There we go :D. That’s great info. Thank you.

I believe the Talon srx update rate is at a default of 10 ms. So a matching update rate of the Pigeon at 10 ms means you’ll be receiving 1 new sample per loop. I’m curious though how much the law of diminishing returns comes into effect when trying to run things at an update rate of 10 ms versus 5 ms. It’s well beyond the scope of what I know how to do to measure the effect of that. You probably have more experience with that than I do since we rarely worry about update rates (except on shooters…).

I suspect based on the maximum number of devices allowed on the Can Bus that the update rate will not become bottlenecked, but like you said we should know pretty shortly. We haven’t seen a problem on ours with 13 srx’s.

We could probably do 5ms. In all honesty when I started with the Invensense example, it was set to 10ms, and I just never tried changing it.
Originally I was planning on using a different IMU chip entirely but then we couldn’t source it in time, I had to switch. In so doing I just left all the timing the same as the previous IMU.

If you guys think that’s an important improvement, we’ll add it to the list.
In my testing the update rate seemed adequate so I didn’t dig further.

This is not a problem. Pigeon only adds ~6% CAN bus util whether it be CAN or gadgeteer.(Section 11.4).

If you guys think that’s important, we’ll add it to the list.
In my research none of teams seemed to care about time-synchronization.
Maybe most teams just “aren’t there yet”. But if a bunch of teams start asking for it, we’ll probably implement. Synchronizing signals across CAN frames is something we know how to do.

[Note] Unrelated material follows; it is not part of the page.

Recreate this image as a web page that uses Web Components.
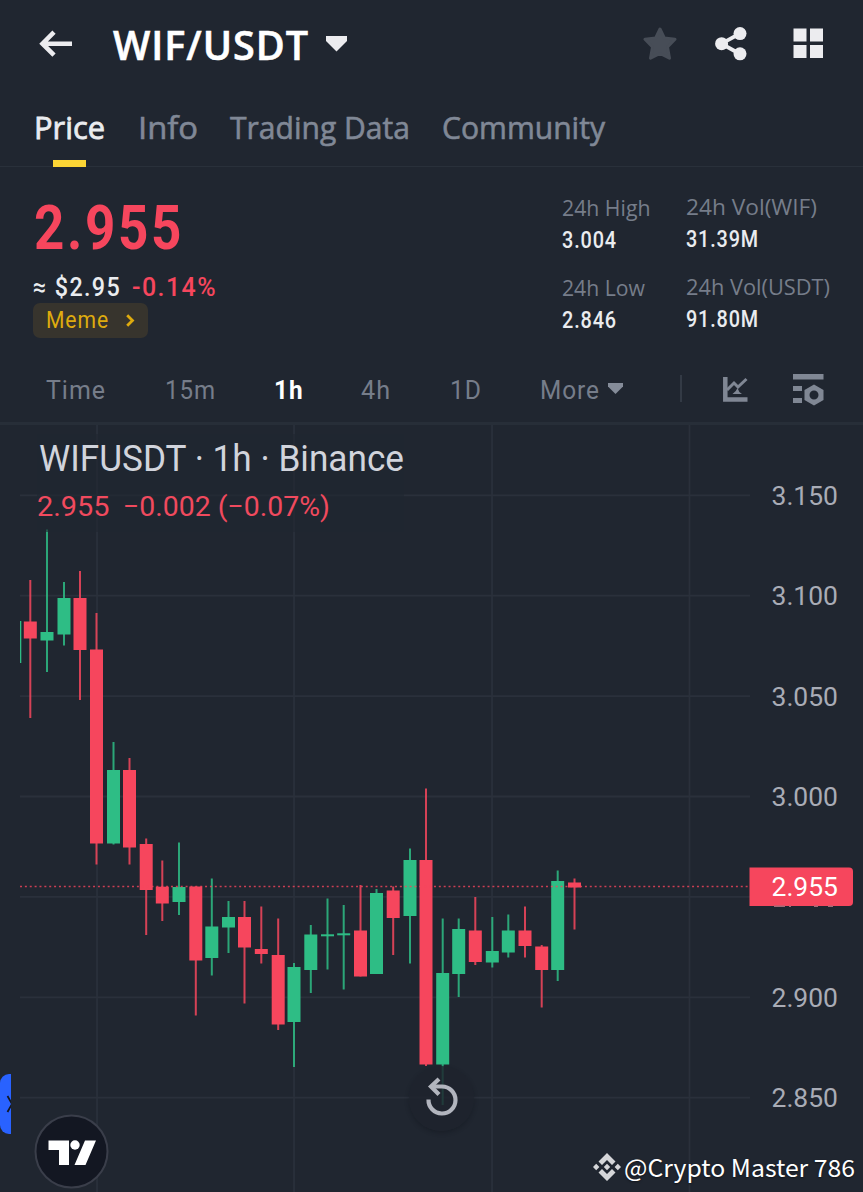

All in all there are many options for good nav, including NavX [and Pigeon :)].
Inertial navigation has been a hole in our product line for a while, so I was eager to fill it. I think what makes Pigeon unique is the on-the-fly temperature compensation, multiple connection strategies, robustness against power-dips, fast boot-cal, price, and future features where our CAN devices work together.